Ms. Locy has secured waivers from two of her sources so they can be deposed, including former U.S. Attorney Roscoe Howard.
But Dr. Hatfill still wants all of the names and the judge says he should get them.
News organizations, which have filed an amicus brief in support of Ms. Locy, describe her situation as a "nightmare scenario" for reporters who promise confidentiality in exchange for information, standard operating procedure in Washington.
One of the keys to her appeal is whether the information revealed in her stories about Dr. Hatfill was vital to the "public interest."
Dr. Hatfill's lawyers said the government "leaks" did not rise to that level but were rather "disclosures from investigative files about one innocent and uncharged man."
The lawyers also acknowledged that Ms.
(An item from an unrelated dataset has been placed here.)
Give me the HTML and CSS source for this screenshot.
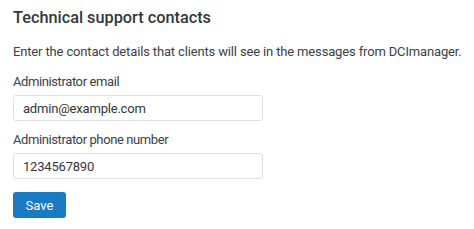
FILE: index.html
```html
<!DOCTYPE html>
<html lang="en">
<head>
    <meta charset="UTF-8">
    <title>Technical support contacts</title>
    <link rel="stylesheet" href="styles.css">
</head>
<body>
    <div class="panel">
        <h2 class="title">Technical support contacts</h2>
        <p class="hint">Enter the contact details that clients will see in the messages from DCImanager.</p>

        <div class="field">
            <label class="label" for="email">Administrator email</label>
            <input class="input" type="text" id="email" value="admin@example.com">
        </div>

        <div class="field">
            <label class="label" for="phone">Administrator phone number</label>
            <input class="input" type="text" id="phone" value="1234567890">
        </div>

        <button class="button">Save</button>
    </div>
</body>
</html>
```

FILE: styles.css
```css
body {
    margin: 0;
    background-color: #fff;
    font-family: Roboto, 'Noto Sans', sans-serif;
    color: #3a4149;
}

.panel {
    padding: 6px 13px;
}

.title {
    margin: 0;
    font-size: 16.3px;
    font-weight: 500;
    line-height: 24px;
    color: #2f3740;
}

.hint {
    margin: 12px 0 0;
    font-size: 13px;
    line-height: 20px;
    letter-spacing: -0.15px;
    white-space: nowrap;
}

.field {
    margin-top: 10px;
}

.field + .field {
    margin-top: 9px;
}

.label {
    display: block;
    font-size: 13px;
    line-height: 20px;
    letter-spacing: -0.4px;
    margin-bottom: 3px;
}

.input {
    display: block;
    box-sizing: border-box;
    width: 250px;
    height: 26px;
    padding: 0 9px;
    border: 1px solid #dcdfe3;
    border-radius: 3px;
    font-family: inherit;
    font-size: 13px;
    letter-spacing: -0.2px;
    color: #2f3740;
}

.button {
    display: block;
    margin-top: 13px;
    width: 53px;
    height: 26px;
    padding: 0;
    border: none;
    border-radius: 3px;
    background-color: #1a7ac4;
    color: #fff;
    font-family: inherit;
    font-size: 13px;
}
```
Locy's contention that sanctions could "chill" future Justice Department officials from leaking information -- but they said that's a good thing.
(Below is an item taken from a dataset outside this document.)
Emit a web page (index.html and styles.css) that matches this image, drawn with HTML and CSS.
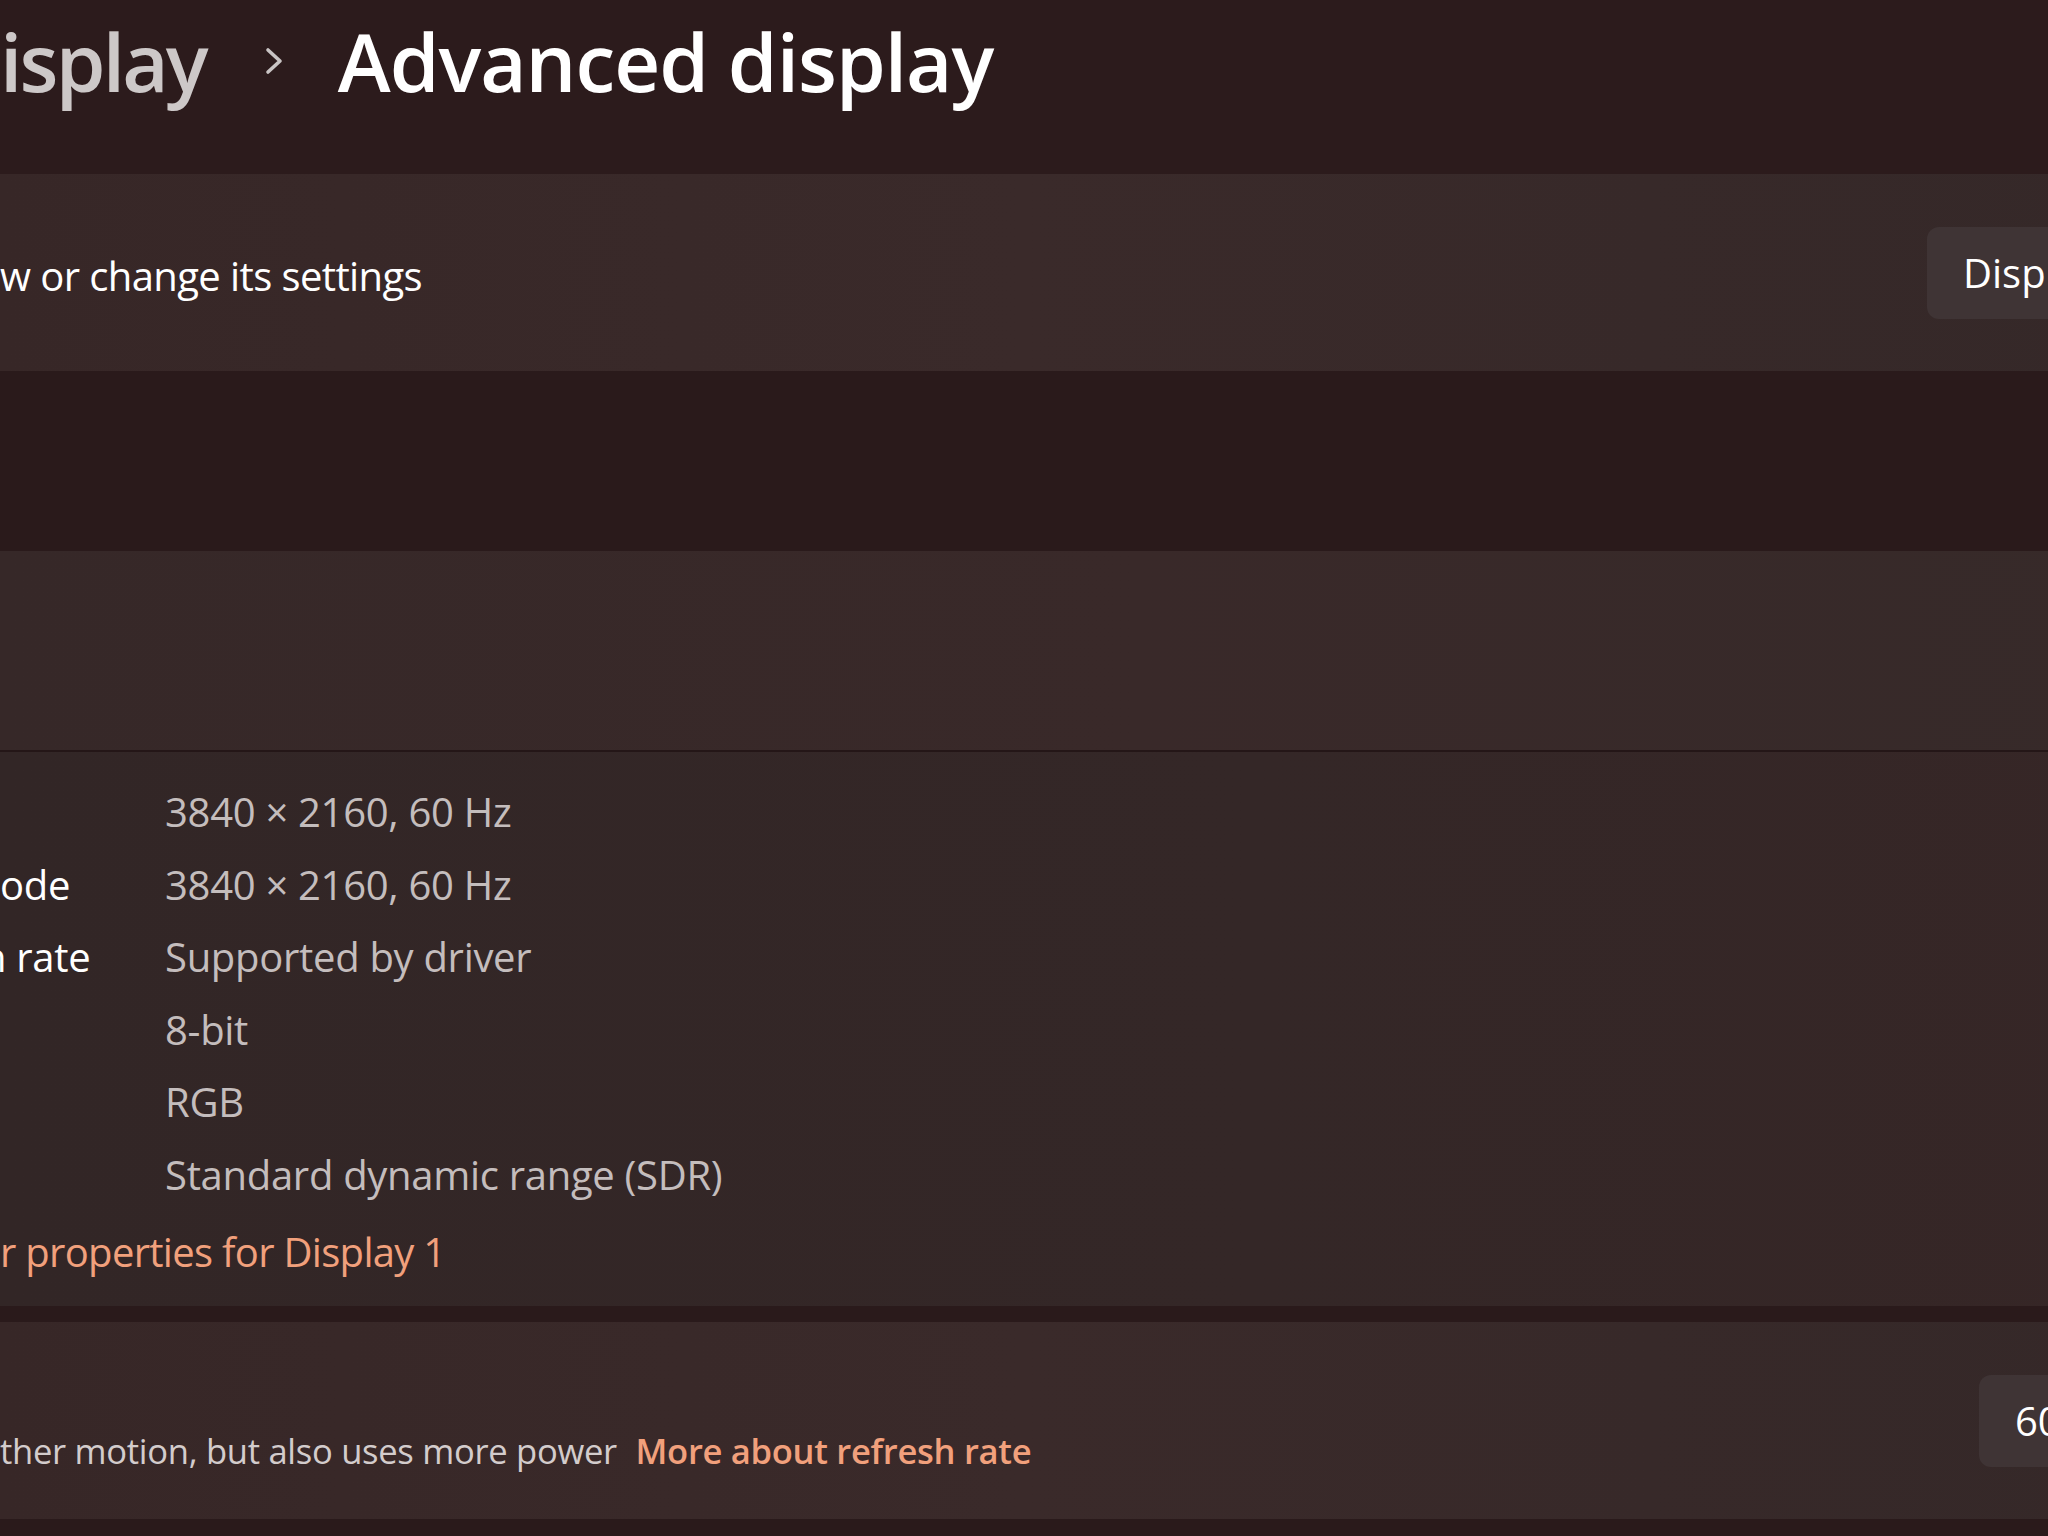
FILE: index.html
```html
<!DOCTYPE html>
<html lang="en">

<head>
    <meta charset="UTF-8">
    <title>Advanced display</title>
    <link rel="stylesheet" href="styles.css">
</head>

<body>

    <header class="page-head">
        <h1 class="crumbs">
            <span class="crumb-parent">isplay</span>
            <svg class="crumb-sep" viewBox="0 0 22 30" width="22" height="30">
                <path d="M5 4 L17 15 L5 26" fill="none" stroke="currentColor" stroke-width="3.6" stroke-linecap="round" stroke-linejoin="round" />
            </svg>
            <span class="crumb-current">Advanced display</span>
        </h1>
    </header>

    <main class="content">

        <section class="card card-select">
            <p class="card-text">w or change its settings</p>
            <button class="dropdown dropdown-wide">Display 1</button>
        </section>

        <section class="expander">
            <div class="expander-head"></div>
            <div class="expander-body">
                <dl class="info-grid">
                    <dt></dt>
                    <dd>3840 × 2160, 60 Hz</dd>
                    <dt>ode</dt>
                    <dd>3840 × 2160, 60 Hz</dd>
                    <dt class="cut">n rate</dt>
                    <dd>Supported by driver</dd>
                    <dt></dt>
                    <dd>8-bit</dd>
                    <dt></dt>
                    <dd>RGB</dd>
                    <dt></dt>
                    <dd>Standard dynamic range (SDR)</dd>
                </dl>
                <a class="link" href="#">r properties for Display 1</a>
            </div>
        </section>

        <section class="card card-refresh">
            <p class="card-desc">ther motion, but also uses more power <a class="link link-strong" href="#">More about refresh rate</a></p>
            <button class="dropdown dropdown-narrow">60 Hz</button>
        </section>

    </main>

</body>

</html>
```

FILE: styles.css
```css
* {
    margin: 0;
    padding: 0;
    box-sizing: border-box;
}

body {
    width: 2048px;
    height: 1536px;
    overflow: hidden;
    background: #2a1a1b;
    font-family: "Open Sans", "Noto Sans", sans-serif;
    color: #ffffff;
}

/* breadcrumb title */
.page-head {
    height: 174px;
    background: #2c1b1c;
}

.crumbs {
    display: flex;
    align-items: center;
    height: 122px;
    font-size: 80px;
    font-weight: 600;
    letter-spacing: -1px;
    line-height: 1;
}

.crumb-parent {
    color: #cdc8c8;
    letter-spacing: -2.8px;
}

.crumb-sep {
    margin-left: 57px;
    margin-right: 53px;
    color: #c9c4c4;
}

.crumb-current {
    color: #ffffff;
}

/* page body */
.content {
    width: 2275px;
}

.card {
    display: flex;
    align-items: center;
    justify-content: space-between;
    height: 197px;
    padding-right: 48px;
    background: linear-gradient(90deg, #372727 0%, #3a2a2a 45%, #342828 100%);
}

.card-text {
    padding-top: 5px;
    font-size: 40px;
    letter-spacing: -0.6px;
    color: #ffffff;
}

.dropdown {
    height: 92px;
    padding-left: 36px;
    border: 0;
    border-radius: 12px;
    background: #3f3435;
    color: #ffffff;
    font-family: inherit;
    font-size: 40px;
    text-align: left;
}

.dropdown-wide {
    width: 300px;
}

.dropdown-narrow {
    width: 248px;
}

.expander {
    margin-top: 180px;
}

.expander-head {
    height: 201px;
    background: linear-gradient(90deg, #362828 0%, #392929 50%, #362a29 100%);
    border-bottom: 2px solid #241617;
}

.expander-body {
    padding: 24px 0 24px;
    background: linear-gradient(90deg, #322626 0%, #342727 55%, #362626 100%);
}

.info-grid {
    display: grid;
    grid-template-columns: 165px 1fr;
    font-size: 40px;
    line-height: 72.5px;
    letter-spacing: -0.3px;
}

.info-grid dt {
    color: #ffffff;
}

.info-grid dt.cut {
    margin-left: -18px;
}

.info-grid dd {
    color: #c4bdbd;
}

.link {
    display: block;
    margin-top: 11px;
    line-height: 60px;
    font-size: 40px;
    letter-spacing: -0.7px;
    color: #f1a07c;
    text-decoration: none;
}

.card-refresh {
    margin-top: 16px;
}

.card-desc {
    align-self: flex-end;
    padding-bottom: 38px;
    line-height: 50px;
    font-size: 34.6px;
    letter-spacing: -0.3px;
    color: #d3cccc;
}

.card-desc .link-strong {
    display: inline;
    margin-left: 10px;
    font-size: 34.6px;
    font-weight: 600;
    letter-spacing: -0.3px;
}
```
In a brief to the appellate court, they cited this passage from one of the USA Today stories:
"The sources, who requested anonymity because the anthrax probe is active, say the focus on Hatfill stems from the belief by many investigators -- but not all of them -- that he was behind the mail attacks that killed five people, sickened 17 others and forced thousands to take antibiotics."
The lawyers wrote:
"It is difficult to conceive of a chilling effect more clearly in the interest of the American public."
Judge Walton said he was bound by an earlier decision by his district's appellate court in the case of Wen Ho Lee, who was identified by the media and the government as a suspect in the theft of nuclear secrets for China but was never charged.
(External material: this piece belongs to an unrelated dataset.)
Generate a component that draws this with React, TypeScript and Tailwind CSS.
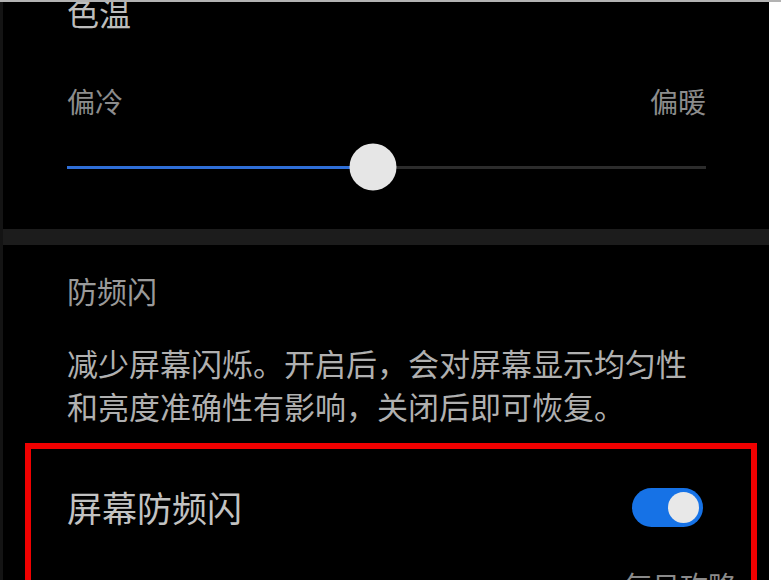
import React from 'react'

const font = { fontFamily: '"Noto Sans CJK SC", "Noto Sans", sans-serif' }

export default function App() {
  const value = 0.479

  return (
    <div className="relative w-[781px] h-[580px] overflow-hidden bg-white" style={font}>
      <div className="h-[2px] bg-[#b3b3b3]" />
      <div className="flex h-[578px]">
        <div className="w-[3px] bg-[#141414]" />
        <div className="w-[766px] bg-black flex flex-col overflow-hidden">
          {/* 色温 */}
          <div className="shrink-0 -mt-[10px] h-[40px] pl-[64px] text-[32px] leading-[40px] text-[#bdbdbd]">色温</div>

          <div className="shrink-0 mt-[49px] h-[40px] pl-[64px] pr-[63px] flex justify-between text-[28px] leading-[40px] text-[#8c8c8c]">
            <span>偏冷</span>
            <span>偏暖</span>
          </div>

          {/* slider */}
          <div className="shrink-0 mt-[22px] h-[48px] pl-[64px] pr-[63px] flex items-center">
            <div className="relative w-full h-[3px] bg-[#2c2c2c]">
              <div className="absolute left-0 top-0 h-[3px] bg-[#2f6fd8]" style={{ width: `${value * 100}%` }} />
              <div
                className="absolute top-1/2 w-[47px] h-[47px] -translate-x-1/2 -translate-y-1/2 rounded-full bg-[#e6e6e6]"
                style={{ left: `${value * 100}%` }}
              />
            </div>
          </div>

          <div className="shrink-0 mt-[38px] h-[16px] bg-[#1c1c1c]" />

          <div className="shrink-0 mt-[25px] h-[40px] pl-[64px] text-[30px] leading-[40px] text-[#9a9a9a]">防频闪</div>

          <div className="shrink-0 mt-[31px] pl-[64px] text-[31px] leading-[43px] text-[#b0b0b0]">
            <div>减少屏幕闪烁。开启后，会对屏幕显示均匀性</div>
            <div>和亮度准确性有影响，关闭后即可恢复。</div>
          </div>

          <div className="shrink-0 mt-[16px] ml-[22px] w-[732px] h-[150px] border-[6px] border-[#f00000]">
            <div className="mt-[36px] h-[44px] pl-[36px] pr-[48px] flex items-center justify-between">
              <span className="text-[35px] leading-[44px] text-[#c2c2c2]">屏幕防频闪</span>
              <div className="w-[71px] h-[39px] rounded-full bg-[#1672e6] flex items-center justify-end pr-[4px]">
                <div className="w-[31px] h-[31px] rounded-full bg-[#e8e8e8]" />
              </div>
            </div>
          </div>
        </div>
      </div>
      <div className="absolute left-[624px] top-[569px] text-[28px] leading-[32px] text-[#8a8a8a]">每日攻略</div>
    </div>
  )
}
Subpoenaed reporters in that case were also held in contempt for refusing to reveal their sources, and the contempt sanctions were upheld by the appellate court.
"Failing to see a material difference between Ms. Locy's situation and the reporters whose contempt citations were affirmed in Lee, her request to stay this court's contempt citation must be denied," Judge Walton wrote.
Yet the appellate court did stay the fines.
So what will happen next?
"Who knows?" said Mr. Lewis. "We'll have to wait for the appellate decision. But I'm worried about Toni."